The insurance business provides us with float. And float is money that we hold that doesn’t belong to us.
It’s like a bank having deposits. A bank has deposits. The money doesn’t belong to it. But it holds the money.
Now, when a bank holds deposits, on everything except demand deposits, there’s an explicit cost, an interest rate attached to it. And, then, there are the costs of running the system and gathering the money which is — also must be attributed both to demand and time deposit.
So there’s a cost to getting what they would call deposits and we could call float.
In the insurance business, a similar phenomenon takes place in that policy holders give us their money at the start of the policy period. And therefore, we get the money paid in advance for the product.
And secondly, it takes time to settle losses, particularly in the liability area. If you bang up a fender on your car, you — it’s going to get settled very quickly, so there’s — but if there’s a complicated injury or something, it may take some years to settle. And during that period, we hold the money.
So, we have, in effect, something that is tantamount to the deposits of a bank. But whereas the deposits of a bank, it’s quite easy to calculate the approximate cost, in the case of the float that the insurance company has, you don’t really know what the cost of that float is until all your policies and losses — policies have expired and your losses have all been settled. Well, that’s forever, in some cases.
So, you’re only making an estimate, as you go along, of what that float is costing.
To date with Berkshire, in the 29 years we’ve been in the business, it appears — never certain, because you don’t know for sure what’s going to happen — but it appears that our float has not cost us anything, in — on average.
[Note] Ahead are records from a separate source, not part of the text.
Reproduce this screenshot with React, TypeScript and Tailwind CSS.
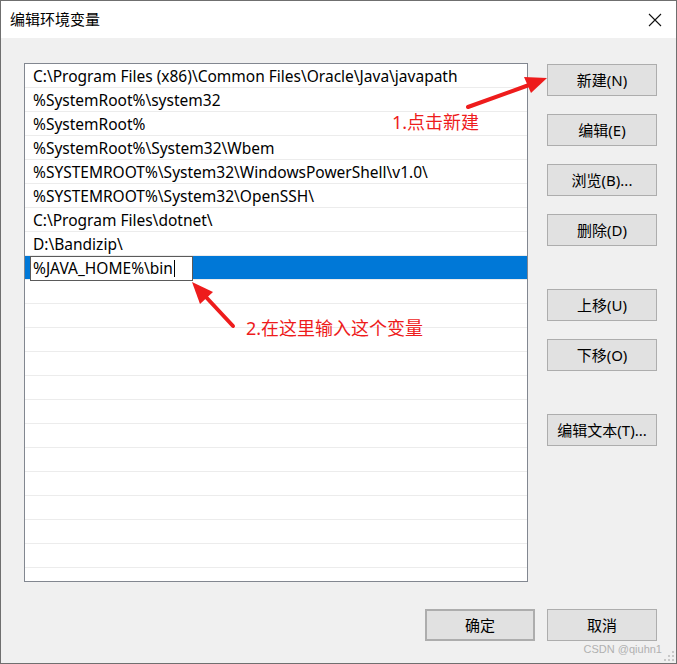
import React from 'react';

const paths = [
  'C:\\Program Files (x86)\\Common Files\\Oracle\\Java\\javapath',
  '%SystemRoot%\\system32',
  '%SystemRoot%',
  '%SystemRoot%\\System32\\Wbem',
  '%SYSTEMROOT%\\System32\\WindowsPowerShell\\v1.0\\',
  '%SYSTEMROOT%\\System32\\OpenSSH\\',
  'C:\\Program Files\\dotnet\\',
  'D:\\Bandizip\\',
];

const font = { fontFamily: '"Noto Sans", "Noto Sans CJK SC", sans-serif' };

const Btn = ({ label, className = '' }: { label: string; className?: string }) => (
  <div
    className={`w-[110px] h-[32px] flex items-center justify-center bg-[#e1e1e1] border border-[#adadad] text-[15px] text-black ${className}`}
  >
    {label}
  </div>
);

export default function App() {
  const emptyRows = Array.from({ length: 13 });
  return (
    <div
      className="relative w-[677px] h-[664px] flex flex-col border border-[#6f6f6f] bg-[#f0f0f0] overflow-hidden"
      style={font}
    >
      {/* title bar */}
      <div className="h-[37px] bg-white flex items-center justify-between pl-[9px] pr-[14px]">
        <span className="text-[15px] text-black">编辑环境变量</span>
        <svg width="14" height="14" viewBox="0 0 14 14" className="mt-[1px]">
          <path d="M1 1L13 13M13 1L1 13" stroke="#111" strokeWidth="1.1" />
        </svg>
      </div>

      {/* body */}
      <div className="flex-1 flex flex-col pl-[23px] pt-[25px]">
        <div className="flex">
          <div className="w-[504px] h-[519px] border border-[#828790] bg-white overflow-hidden">
            {paths.map((p) => (
              <div
                key={p}
                className="h-[24px] flex items-center pl-[8px] pt-[2px] border-b border-[#ececec] text-[15.5px] text-black whitespace-nowrap"
              >
                {p}
              </div>
            ))}
            <div className="h-[24px] flex items-center bg-[#0078d7] pl-[5px] border-b border-[#ececec]">
              <div className="w-[163px] h-[25px] mt-[1px] bg-white border border-[#5a5a5a] flex items-center pl-[2px] pt-[1px] text-[15.5px] text-black whitespace-nowrap">
                %JAVA_HOME%\bin
                <span className="inline-block w-[1px] h-[17px] bg-black ml-[1px]" />
              </div>
            </div>
            {emptyRows.map((_, i) => (
              <div key={i} className="h-[24px] border-b border-[#ececec]" />
            ))}
          </div>

          <div className="ml-[19px] mt-[1px] flex flex-col">
            <Btn label="新建(N)" />
            <Btn label="编辑(E)" className="mt-[18px]" />
            <Btn label="浏览(B)..." className="mt-[18px]" />
            <Btn label="删除(D)" className="mt-[18px]" />
            <Btn label="上移(U)" className="mt-[43px]" />
            <Btn label="下移(O)" className="mt-[18px]" />
            <Btn label="编辑文本(T)..." className="mt-[43px]" />
          </div>
        </div>

        <div className="flex justify-end gap-[12px] pr-[19px] mt-[27px]">
          <Btn label="确定" className="border-2 border-[#0078d7]" />
          <Btn label="取消" />
        </div>
      </div>

      {/* watermark */}
      <div
        className="absolute right-[14px] bottom-[6px] text-[11px] text-[#b0b0b0]"
        style={{ fontFamily: '"Liberation Sans", sans-serif' }}
      >
        CSDN @qiuhn1
      </div>
      <svg className="absolute right-[1px] bottom-[1px]" width="12" height="12" viewBox="0 0 12 12">
        <rect x="9" y="1" width="2" height="2" fill="#c8c8c8" />
        <rect x="5" y="5" width="2" height="2" fill="#c8c8c8" />
        <rect x="9" y="5" width="2" height="2" fill="#c8c8c8" />
        <rect x="1" y="9" width="2" height="2" fill="#c8c8c8" />
        <rect x="5" y="9" width="2" height="2" fill="#c8c8c8" />
        <rect x="9" y="9" width="2" height="2" fill="#c8c8c8" />
      </svg>

      {/* annotations */}
      <svg className="absolute left-0 top-0 pointer-events-none" width="677" height="664">
        <line x1="467" y1="106" x2="528" y2="84" stroke="#ee1c1c" strokeWidth="4" strokeLinecap="round" />
        <polygon points="546,77 523,76 530,92" fill="#ee1c1c" />
        <line x1="232" y1="325" x2="204" y2="295" stroke="#ee1c1c" strokeWidth="4" strokeLinecap="round" />
        <polygon points="191,281 199,303 212,291" fill="#ee1c1c" />
      </svg>
      <div className="absolute left-[391px] top-[112px] text-[18px] text-[#ee1c1c] leading-none">1.点击新建</div>
      <div className="absolute left-[245px] top-[318px] text-[18px] text-[#ee1c1c] leading-none">2.在这里输入这个变量</div>
    </div>
  );
}
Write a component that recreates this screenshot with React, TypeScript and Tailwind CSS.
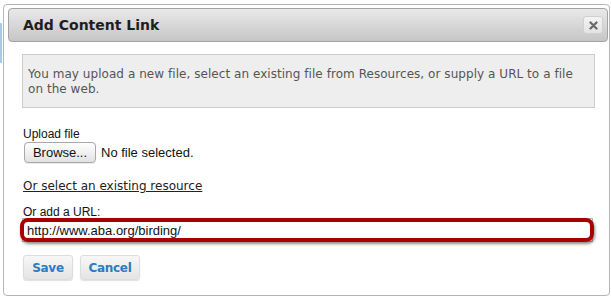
export default function App() {
  return (
    <div className="relative w-[611px] h-[296px] bg-white overflow-hidden">
      {/* bit of the page behind the dialog */}
      <div className="absolute left-0 top-[23px] w-[2px] h-[40px] bg-[#a9c9e4]" />

      <div className="ml-[3px] mt-[4px] w-[607px] h-[292px] border border-[#b5b5b5] rounded-[4px] bg-white pl-[4px] pr-[1px] pt-[3px]">
        {/* Title bar */}
        <div className="flex items-center justify-between h-[34px] border border-[#a3a3a3] rounded-[4px] bg-gradient-to-b from-[#e9e9e9] to-[#c6c6c6] pl-[14px] pr-[4px]">
          <span className="text-[14px] leading-[18px] font-bold text-[#1e1e1e] font-['DejaVu_Sans',sans-serif]">
            Add Content Link
          </span>
          <button
            type="button"
            className="flex items-center justify-center w-[20px] h-[18px] rounded-[3px] bg-gradient-to-b from-[#f3f3f3] to-[#e3e3e3] border border-[#d0d0d0]"
          >
            <svg width="9" height="9" viewBox="0 0 9 9">
              <path d="M1.5 1.5 L7.5 7.5 M7.5 1.5 L1.5 7.5" stroke="#6a6a6a" strokeWidth="2.3" strokeLinecap="round" />
            </svg>
          </button>
        </div>

        <div className="pl-[14px]">
          {/* Instructions */}
          <div className="mt-[12px] w-[573px] h-[54px] border border-[#cccccc] bg-[#eeeeee] pl-[5px] pr-[10px] pt-[12px]">
            <p className="text-[12px] leading-[15px] text-[#555555] font-['DejaVu_Sans',sans-serif] tracking-[0.05px]">
              You may upload a new file, select an existing file from Resources, or supply a URL to a file on the web.
            </p>
          </div>

          {/* Upload */}
          <div className="mt-[19px] ml-[1px] font-['Liberation_Sans',Arial,sans-serif] text-[#111]">
            <div className="text-[12px] leading-[14px]">Upload file</div>
            <div className="flex items-center h-[21px] mt-[1px] ml-[1px]">
              <button
                type="button"
                className="w-[72px] h-[21px] rounded-[4px] border border-[#a8a8a8] bg-gradient-to-b from-[#ffffff] to-[#e2e2e2] text-[13px] leading-[19px] text-[#111] shadow-[0_1px_0_rgba(0,0,0,0.08)]"
              >
                Browse...
              </button>
              <span className="ml-[5px] text-[13px] leading-[15px]">No file selected.</span>
            </div>
          </div>

          {/* Resource link */}
          <a className="block w-fit mt-[16px] ml-[1px] text-[12px] leading-[14px] text-[#222] underline font-['DejaVu_Sans',sans-serif]">
            Or select an existing resource
          </a>

          {/* URL */}
          <div className="mt-[13px] font-['Liberation_Sans',Arial,sans-serif]">
            <div className="ml-[1px] text-[12px] leading-[12px] text-[#111]">Or add a URL:</div>
            <div className="relative w-[571px] h-[24px] border border-[#b8b8b8] bg-white">
              <span className="absolute left-[4px] top-[4px] text-[13px] leading-[15px] text-[#111]">
                http://www.aba.org/birding/
              </span>
              {/* red highlight drawn over the field */}
              <div className="absolute -left-[3px] -top-[1px] w-[574px] h-[24px] rounded-[8px] border-[4px] border-[#a80000] shadow-[1px_2px_3px_rgba(0,0,0,0.45)]" />
            </div>
          </div>

          {/* Actions */}
          <div className="flex gap-[7px] mt-[13px] ml-[1px] font-['DejaVu_Sans',sans-serif]">
            <button
              type="button"
              className="w-[50px] h-[25px] rounded-[3px] border border-[#dddddd] bg-gradient-to-b from-[#f7f7f7] to-[#e4e4e4] text-[12px] font-bold text-[#2b7bc0] tracking-[-0.3px] shadow-[0_1px_1px_rgba(0,0,0,0.12)]"
            >
              Save
            </button>
            <button
              type="button"
              className="w-[60px] h-[25px] rounded-[3px] border border-[#dddddd] bg-gradient-to-b from-[#f7f7f7] to-[#e4e4e4] text-[12px] font-bold text-[#2b7bc0] tracking-[-0.3px] shadow-[0_1px_1px_rgba(0,0,0,0.12)]"
            >
              Cancel
            </button>
          </div>
        </div>
      </div>
    </div>
  );
}
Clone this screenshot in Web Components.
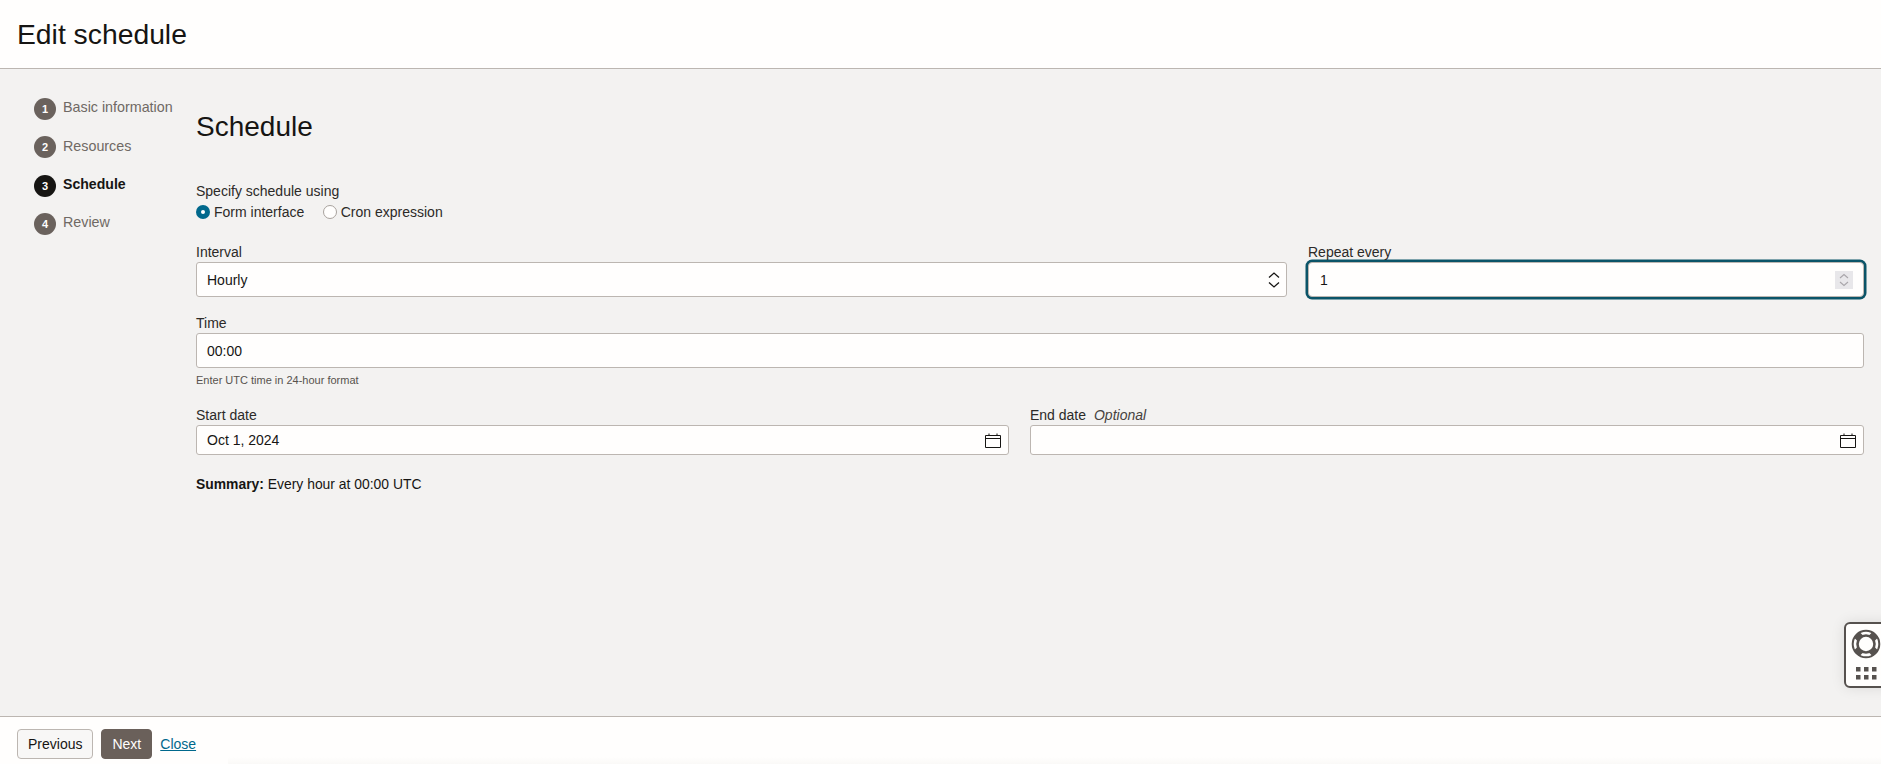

There’s been years when we’ve had an underwriting loss when there’s a cost. There’s been years when we had an underwriting profit. And so, we had a reverse cost.
So we have obtained that float on very advantageous terms over the years. Far more than — fully as important as that— it’s important to get it at a low cost, in our case, no cost. But the other important thing is that we’ve grown it dramatically.
And so, we’ve gotten more and more money without having any cost attached to it. And if we still had our 16 — or 17 million, I guess — of float that we had in 1967 and it was no cost, it would be very nice.
But 17 million of free money is worth something, but it’s not worth a ton.
Having seven billion, if we can achieve that as free money, it’s worth a lot of money. And that growth has not, probably, generally, been appreciated fully in connection with Berkshire nor has the interplay of how having zero-cost money, in terms of affecting our gain in value over time.
People have looked at — always looked at our asset side, but they haven’t paid as much attention to the liability side. Charlie and I pay a lot of attention to that.
And, I mean, this — it’s not entirely an accident that the business has developed in this manner. And we have intentions of trying to make it continue to develop in this manner, and in that manner, in the future. But we’ve got competitors out there, too.
Float, per se, is not a blessing. We can show you many insurance companies that thought it was wonderful to generate float. And they have lost so much money in underwriting that they’d be better off if they’d never heard of the insurance business.
But, you know, the job is to get it, get it in increasing quantities, but above all, get it cheap. And that’s what we work at.
And you do that in the business through having some kind of competitive advantages. You won’t do it just by having an ordinary insurance company. The ordinary insurance company is not a good business.
We have it, in certain respects, because of our attitude toward the business. We have it because of our financial strength gives us certain competitive advantages, and we have it in the case of GEICO, because of a very low-cost operation.
And it’s us — up to us — to try and figure out ways to maximize each one of those competitive advantages over time.
We’ve built those advantages. I mean, in 1967, we were not looked at that way in the insurance business. We were — we’ve built a position of competitive strengths. And in the case of GEICO, they had it without us. But we have bought into it over time.
It’s a very important asset. And you ought to pay a lot of attention over the years as to what is happening in — with that asset as to both growth and costs. And that will aid you in calculating intrinsic value.
Charlie?
CHARLIE MUNGER: Nothing to add.
WARREN BUFFETT: OK.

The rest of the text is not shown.